#### Data lines:
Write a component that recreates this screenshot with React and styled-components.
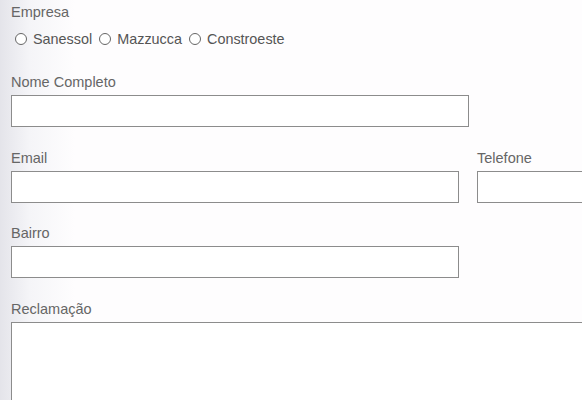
* * *
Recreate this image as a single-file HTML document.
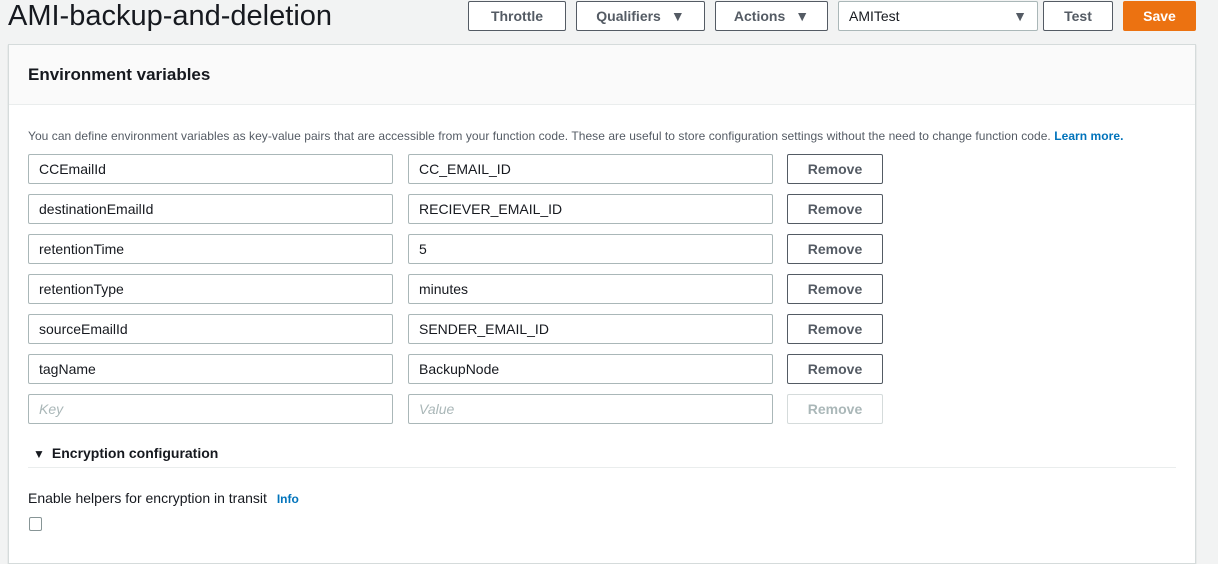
==
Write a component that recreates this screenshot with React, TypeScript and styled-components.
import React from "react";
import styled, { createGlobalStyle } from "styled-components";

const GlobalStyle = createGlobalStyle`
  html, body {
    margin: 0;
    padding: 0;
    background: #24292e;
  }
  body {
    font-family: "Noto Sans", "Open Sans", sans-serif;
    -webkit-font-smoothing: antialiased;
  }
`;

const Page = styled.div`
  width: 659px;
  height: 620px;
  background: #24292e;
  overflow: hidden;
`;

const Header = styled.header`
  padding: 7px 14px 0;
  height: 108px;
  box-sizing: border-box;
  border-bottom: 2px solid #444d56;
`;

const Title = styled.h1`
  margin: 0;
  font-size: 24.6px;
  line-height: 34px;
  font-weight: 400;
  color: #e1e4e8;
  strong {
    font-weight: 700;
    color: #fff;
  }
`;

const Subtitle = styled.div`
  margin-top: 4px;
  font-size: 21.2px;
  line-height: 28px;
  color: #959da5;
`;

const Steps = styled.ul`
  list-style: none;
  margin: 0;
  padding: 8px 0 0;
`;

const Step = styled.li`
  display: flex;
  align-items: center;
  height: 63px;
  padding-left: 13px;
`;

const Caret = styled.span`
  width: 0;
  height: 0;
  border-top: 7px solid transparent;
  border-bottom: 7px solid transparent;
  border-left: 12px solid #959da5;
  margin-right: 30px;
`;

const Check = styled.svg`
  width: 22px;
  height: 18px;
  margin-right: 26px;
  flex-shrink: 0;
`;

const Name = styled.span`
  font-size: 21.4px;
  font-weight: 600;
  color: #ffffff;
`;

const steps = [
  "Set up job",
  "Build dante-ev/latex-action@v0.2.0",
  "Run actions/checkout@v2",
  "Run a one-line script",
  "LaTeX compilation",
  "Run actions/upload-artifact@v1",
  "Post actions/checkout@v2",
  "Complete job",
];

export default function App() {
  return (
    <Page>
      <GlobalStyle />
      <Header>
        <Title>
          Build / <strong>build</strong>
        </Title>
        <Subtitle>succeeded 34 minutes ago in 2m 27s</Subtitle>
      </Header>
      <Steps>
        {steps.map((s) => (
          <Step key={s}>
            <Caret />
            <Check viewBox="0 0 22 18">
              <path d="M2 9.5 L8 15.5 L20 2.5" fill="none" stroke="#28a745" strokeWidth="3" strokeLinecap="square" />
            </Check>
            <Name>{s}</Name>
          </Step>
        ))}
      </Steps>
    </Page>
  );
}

#### Goal of the exercise:
Scan the records above for the string "styled", then select every line that holds it.

#### Exercise output:
Write a component that recreates this screenshot with React and styled-components.
Write a component that recreates this screenshot with React, TypeScript and styled-components.
import styled, { createGlobalStyle } from "styled-components";
const Page = styled.div`
const Header = styled.header`
const Title = styled.h1`
const Subtitle = styled.div`
const Steps = styled.ul`
const Step = styled.li`
const Caret = styled.span`
const Check = styled.svg`
const Name = styled.span`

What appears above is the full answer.